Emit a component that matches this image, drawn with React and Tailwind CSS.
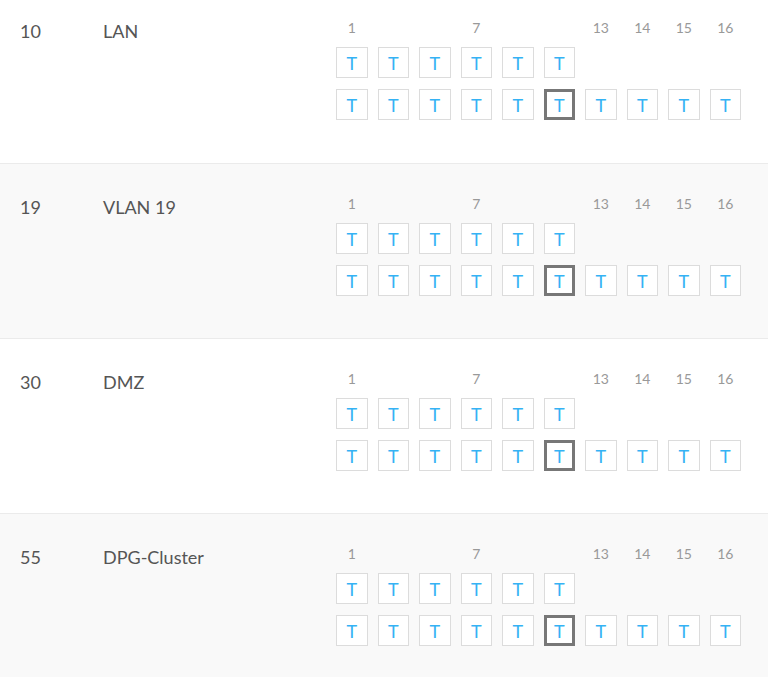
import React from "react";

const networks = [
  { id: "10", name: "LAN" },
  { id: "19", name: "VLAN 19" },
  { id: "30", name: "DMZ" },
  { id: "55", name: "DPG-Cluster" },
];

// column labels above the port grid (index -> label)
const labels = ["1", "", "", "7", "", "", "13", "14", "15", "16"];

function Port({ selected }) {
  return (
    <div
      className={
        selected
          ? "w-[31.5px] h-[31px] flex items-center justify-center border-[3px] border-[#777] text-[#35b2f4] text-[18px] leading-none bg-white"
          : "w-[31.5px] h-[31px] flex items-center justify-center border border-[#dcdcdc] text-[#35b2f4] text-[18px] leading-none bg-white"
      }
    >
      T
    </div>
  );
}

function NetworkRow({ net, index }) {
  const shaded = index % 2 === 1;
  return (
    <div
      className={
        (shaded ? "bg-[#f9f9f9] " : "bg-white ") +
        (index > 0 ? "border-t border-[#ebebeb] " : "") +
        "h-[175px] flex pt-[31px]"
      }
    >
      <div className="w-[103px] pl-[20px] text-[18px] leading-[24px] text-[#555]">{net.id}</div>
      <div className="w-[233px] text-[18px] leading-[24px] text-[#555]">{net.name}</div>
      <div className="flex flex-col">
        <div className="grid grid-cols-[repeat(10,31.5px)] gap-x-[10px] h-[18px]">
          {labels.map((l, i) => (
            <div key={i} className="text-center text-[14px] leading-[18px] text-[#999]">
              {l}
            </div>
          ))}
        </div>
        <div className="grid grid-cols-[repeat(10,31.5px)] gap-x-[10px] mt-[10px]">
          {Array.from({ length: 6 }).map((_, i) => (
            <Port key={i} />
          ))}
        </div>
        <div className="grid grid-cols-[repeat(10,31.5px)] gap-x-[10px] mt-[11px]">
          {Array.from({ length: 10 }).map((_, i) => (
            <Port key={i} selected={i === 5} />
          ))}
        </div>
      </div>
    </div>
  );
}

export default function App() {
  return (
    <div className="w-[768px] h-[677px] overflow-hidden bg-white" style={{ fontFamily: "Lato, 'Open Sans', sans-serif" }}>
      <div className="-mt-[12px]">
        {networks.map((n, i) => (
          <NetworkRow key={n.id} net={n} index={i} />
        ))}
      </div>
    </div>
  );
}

---*---

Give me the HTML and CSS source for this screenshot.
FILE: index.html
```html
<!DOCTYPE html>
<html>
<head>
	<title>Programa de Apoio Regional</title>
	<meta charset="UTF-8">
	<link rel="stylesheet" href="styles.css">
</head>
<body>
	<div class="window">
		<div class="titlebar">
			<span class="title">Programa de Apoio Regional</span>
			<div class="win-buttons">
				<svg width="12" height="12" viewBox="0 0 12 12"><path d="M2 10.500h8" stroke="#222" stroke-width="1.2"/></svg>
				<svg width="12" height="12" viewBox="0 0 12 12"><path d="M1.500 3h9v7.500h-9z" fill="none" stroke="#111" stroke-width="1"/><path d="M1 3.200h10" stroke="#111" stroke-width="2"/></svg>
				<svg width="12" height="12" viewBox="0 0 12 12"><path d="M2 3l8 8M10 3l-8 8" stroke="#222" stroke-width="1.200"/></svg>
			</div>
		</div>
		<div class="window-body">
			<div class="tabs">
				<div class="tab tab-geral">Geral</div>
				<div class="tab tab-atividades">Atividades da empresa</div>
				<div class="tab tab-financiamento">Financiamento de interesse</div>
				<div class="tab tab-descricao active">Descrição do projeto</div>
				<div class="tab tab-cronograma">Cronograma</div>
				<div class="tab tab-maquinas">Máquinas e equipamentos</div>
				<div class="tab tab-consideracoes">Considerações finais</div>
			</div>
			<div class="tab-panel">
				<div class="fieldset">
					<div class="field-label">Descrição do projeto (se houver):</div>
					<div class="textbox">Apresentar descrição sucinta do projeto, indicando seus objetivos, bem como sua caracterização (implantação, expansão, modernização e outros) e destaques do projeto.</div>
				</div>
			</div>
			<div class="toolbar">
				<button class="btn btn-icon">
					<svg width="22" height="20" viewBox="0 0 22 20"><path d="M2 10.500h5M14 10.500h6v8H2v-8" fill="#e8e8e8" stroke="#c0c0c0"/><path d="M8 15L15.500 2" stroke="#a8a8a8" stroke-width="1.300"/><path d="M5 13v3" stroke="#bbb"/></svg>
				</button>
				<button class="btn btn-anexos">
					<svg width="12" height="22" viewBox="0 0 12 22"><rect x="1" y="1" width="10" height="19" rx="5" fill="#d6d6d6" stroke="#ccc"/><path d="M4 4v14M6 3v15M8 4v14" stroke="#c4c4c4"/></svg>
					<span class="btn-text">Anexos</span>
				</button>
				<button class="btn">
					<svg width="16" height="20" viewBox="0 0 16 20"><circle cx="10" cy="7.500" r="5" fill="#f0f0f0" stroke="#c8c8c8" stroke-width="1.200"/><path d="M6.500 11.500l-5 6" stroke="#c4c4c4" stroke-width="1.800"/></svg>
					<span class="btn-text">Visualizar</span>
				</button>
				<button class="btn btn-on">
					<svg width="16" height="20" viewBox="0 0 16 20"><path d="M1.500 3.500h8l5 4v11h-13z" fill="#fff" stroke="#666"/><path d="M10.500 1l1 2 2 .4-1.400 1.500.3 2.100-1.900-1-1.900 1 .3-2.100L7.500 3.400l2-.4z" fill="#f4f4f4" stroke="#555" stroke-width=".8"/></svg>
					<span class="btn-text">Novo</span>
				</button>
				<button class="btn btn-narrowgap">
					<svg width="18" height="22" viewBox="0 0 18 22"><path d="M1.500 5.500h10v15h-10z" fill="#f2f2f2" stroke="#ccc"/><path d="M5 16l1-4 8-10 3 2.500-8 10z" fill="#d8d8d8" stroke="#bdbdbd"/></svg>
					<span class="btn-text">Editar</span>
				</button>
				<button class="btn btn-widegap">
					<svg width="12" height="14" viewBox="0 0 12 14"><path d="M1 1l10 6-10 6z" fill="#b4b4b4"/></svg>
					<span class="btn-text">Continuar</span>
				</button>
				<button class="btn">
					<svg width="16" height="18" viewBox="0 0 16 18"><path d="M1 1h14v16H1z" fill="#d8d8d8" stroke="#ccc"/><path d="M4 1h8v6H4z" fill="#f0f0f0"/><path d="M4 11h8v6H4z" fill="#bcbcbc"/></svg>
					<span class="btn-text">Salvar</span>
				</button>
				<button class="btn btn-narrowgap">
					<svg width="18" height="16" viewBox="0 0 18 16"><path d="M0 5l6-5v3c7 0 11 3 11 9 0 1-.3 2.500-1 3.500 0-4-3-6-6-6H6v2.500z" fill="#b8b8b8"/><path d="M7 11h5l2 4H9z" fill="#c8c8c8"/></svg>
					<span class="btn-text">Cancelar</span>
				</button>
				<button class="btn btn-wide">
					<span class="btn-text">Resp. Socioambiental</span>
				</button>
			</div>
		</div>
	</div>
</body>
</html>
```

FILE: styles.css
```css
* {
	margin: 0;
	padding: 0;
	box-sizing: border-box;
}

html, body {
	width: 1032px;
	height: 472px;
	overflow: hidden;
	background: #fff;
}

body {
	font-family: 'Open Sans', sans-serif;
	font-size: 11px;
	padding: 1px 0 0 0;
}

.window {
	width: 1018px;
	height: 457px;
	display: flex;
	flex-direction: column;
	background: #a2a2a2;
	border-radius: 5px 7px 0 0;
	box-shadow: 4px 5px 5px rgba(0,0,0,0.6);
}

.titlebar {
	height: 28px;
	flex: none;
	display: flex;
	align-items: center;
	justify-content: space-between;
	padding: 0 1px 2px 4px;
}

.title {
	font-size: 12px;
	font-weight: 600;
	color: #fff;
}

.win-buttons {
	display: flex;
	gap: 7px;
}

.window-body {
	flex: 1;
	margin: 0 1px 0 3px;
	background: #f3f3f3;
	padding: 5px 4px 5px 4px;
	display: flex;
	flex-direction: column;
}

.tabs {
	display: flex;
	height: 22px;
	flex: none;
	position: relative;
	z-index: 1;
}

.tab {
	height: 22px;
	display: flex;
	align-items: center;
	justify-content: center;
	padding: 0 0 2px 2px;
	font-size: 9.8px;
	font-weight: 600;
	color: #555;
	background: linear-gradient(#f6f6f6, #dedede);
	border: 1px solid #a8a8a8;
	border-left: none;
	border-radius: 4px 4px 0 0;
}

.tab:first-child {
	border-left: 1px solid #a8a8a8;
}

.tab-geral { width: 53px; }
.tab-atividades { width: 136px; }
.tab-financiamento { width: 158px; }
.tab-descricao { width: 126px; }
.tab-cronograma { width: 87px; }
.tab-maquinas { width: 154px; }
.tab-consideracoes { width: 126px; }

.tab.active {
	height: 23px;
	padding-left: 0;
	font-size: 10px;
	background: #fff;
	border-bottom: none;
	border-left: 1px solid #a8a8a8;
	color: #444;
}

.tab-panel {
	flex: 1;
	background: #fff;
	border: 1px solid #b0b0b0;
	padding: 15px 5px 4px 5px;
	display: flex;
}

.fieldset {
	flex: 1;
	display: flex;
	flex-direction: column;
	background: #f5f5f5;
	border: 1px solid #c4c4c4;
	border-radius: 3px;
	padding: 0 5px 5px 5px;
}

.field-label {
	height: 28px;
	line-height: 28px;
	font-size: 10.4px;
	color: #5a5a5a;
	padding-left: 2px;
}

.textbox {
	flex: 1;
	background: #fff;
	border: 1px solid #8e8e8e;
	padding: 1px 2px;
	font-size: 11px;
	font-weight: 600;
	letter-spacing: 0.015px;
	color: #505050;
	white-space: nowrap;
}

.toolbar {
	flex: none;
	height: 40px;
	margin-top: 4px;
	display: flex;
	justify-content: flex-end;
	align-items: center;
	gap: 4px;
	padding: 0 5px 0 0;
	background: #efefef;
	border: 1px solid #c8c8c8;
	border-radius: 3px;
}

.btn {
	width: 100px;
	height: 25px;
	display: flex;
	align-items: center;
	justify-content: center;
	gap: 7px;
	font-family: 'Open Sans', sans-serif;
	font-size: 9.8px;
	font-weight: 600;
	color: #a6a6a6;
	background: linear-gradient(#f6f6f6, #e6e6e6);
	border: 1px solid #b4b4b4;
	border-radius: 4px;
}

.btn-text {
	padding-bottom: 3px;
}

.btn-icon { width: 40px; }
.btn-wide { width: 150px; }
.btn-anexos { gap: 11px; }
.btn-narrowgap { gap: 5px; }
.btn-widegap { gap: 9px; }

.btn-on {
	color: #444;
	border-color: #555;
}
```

---*---

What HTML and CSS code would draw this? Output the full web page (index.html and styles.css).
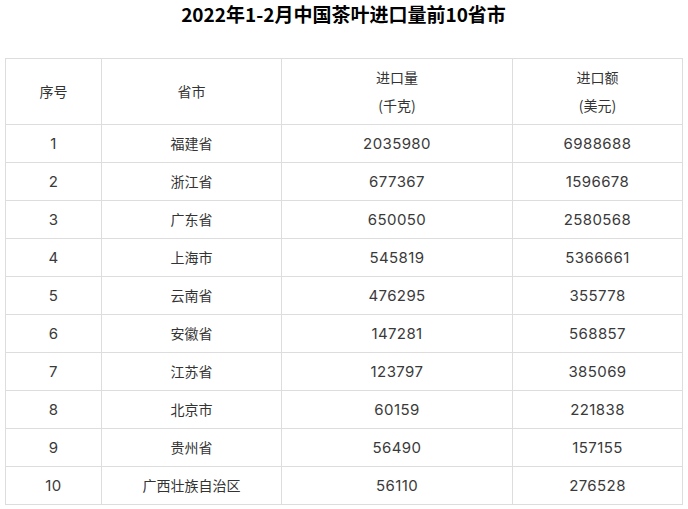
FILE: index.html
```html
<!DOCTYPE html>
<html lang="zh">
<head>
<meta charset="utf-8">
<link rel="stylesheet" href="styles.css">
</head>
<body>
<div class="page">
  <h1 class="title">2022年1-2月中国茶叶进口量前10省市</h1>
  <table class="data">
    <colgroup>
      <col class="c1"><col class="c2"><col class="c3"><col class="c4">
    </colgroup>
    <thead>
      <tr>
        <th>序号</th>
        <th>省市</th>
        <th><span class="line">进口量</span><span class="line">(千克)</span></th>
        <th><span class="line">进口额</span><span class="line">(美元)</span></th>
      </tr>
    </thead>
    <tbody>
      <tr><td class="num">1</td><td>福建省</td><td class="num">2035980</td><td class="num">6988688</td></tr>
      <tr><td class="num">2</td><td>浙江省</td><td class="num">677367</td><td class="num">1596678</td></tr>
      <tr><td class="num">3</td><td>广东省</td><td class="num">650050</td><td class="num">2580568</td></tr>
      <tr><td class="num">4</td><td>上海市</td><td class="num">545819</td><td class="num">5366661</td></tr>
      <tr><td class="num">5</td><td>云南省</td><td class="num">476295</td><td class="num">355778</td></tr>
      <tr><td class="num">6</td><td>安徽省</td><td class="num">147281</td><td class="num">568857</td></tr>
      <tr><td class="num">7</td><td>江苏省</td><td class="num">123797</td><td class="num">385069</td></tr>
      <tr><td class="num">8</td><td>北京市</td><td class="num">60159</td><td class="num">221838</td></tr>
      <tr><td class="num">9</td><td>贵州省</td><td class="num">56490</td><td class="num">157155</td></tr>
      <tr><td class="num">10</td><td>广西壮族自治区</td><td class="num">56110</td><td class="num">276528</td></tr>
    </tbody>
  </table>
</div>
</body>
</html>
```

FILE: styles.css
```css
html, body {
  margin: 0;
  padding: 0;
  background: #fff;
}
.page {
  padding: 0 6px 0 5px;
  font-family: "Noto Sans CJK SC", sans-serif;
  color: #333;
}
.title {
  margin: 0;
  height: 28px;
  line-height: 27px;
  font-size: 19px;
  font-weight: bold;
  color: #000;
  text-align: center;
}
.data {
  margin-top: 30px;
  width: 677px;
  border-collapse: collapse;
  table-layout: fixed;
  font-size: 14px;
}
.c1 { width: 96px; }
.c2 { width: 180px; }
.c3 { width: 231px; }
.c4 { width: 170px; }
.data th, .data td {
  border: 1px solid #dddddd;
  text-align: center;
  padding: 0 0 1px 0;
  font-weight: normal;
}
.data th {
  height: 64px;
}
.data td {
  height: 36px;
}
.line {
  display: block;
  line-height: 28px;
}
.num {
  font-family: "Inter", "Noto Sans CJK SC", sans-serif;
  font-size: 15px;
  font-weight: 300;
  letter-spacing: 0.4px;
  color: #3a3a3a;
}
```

---*---

INSTRUCTIONS TO FOLLOW. Extract all lines from the material above that include the word "React".

ANSWER FOR THE TASK.
Emit a component that matches this image, drawn with React and Tailwind CSS.
import React from "react";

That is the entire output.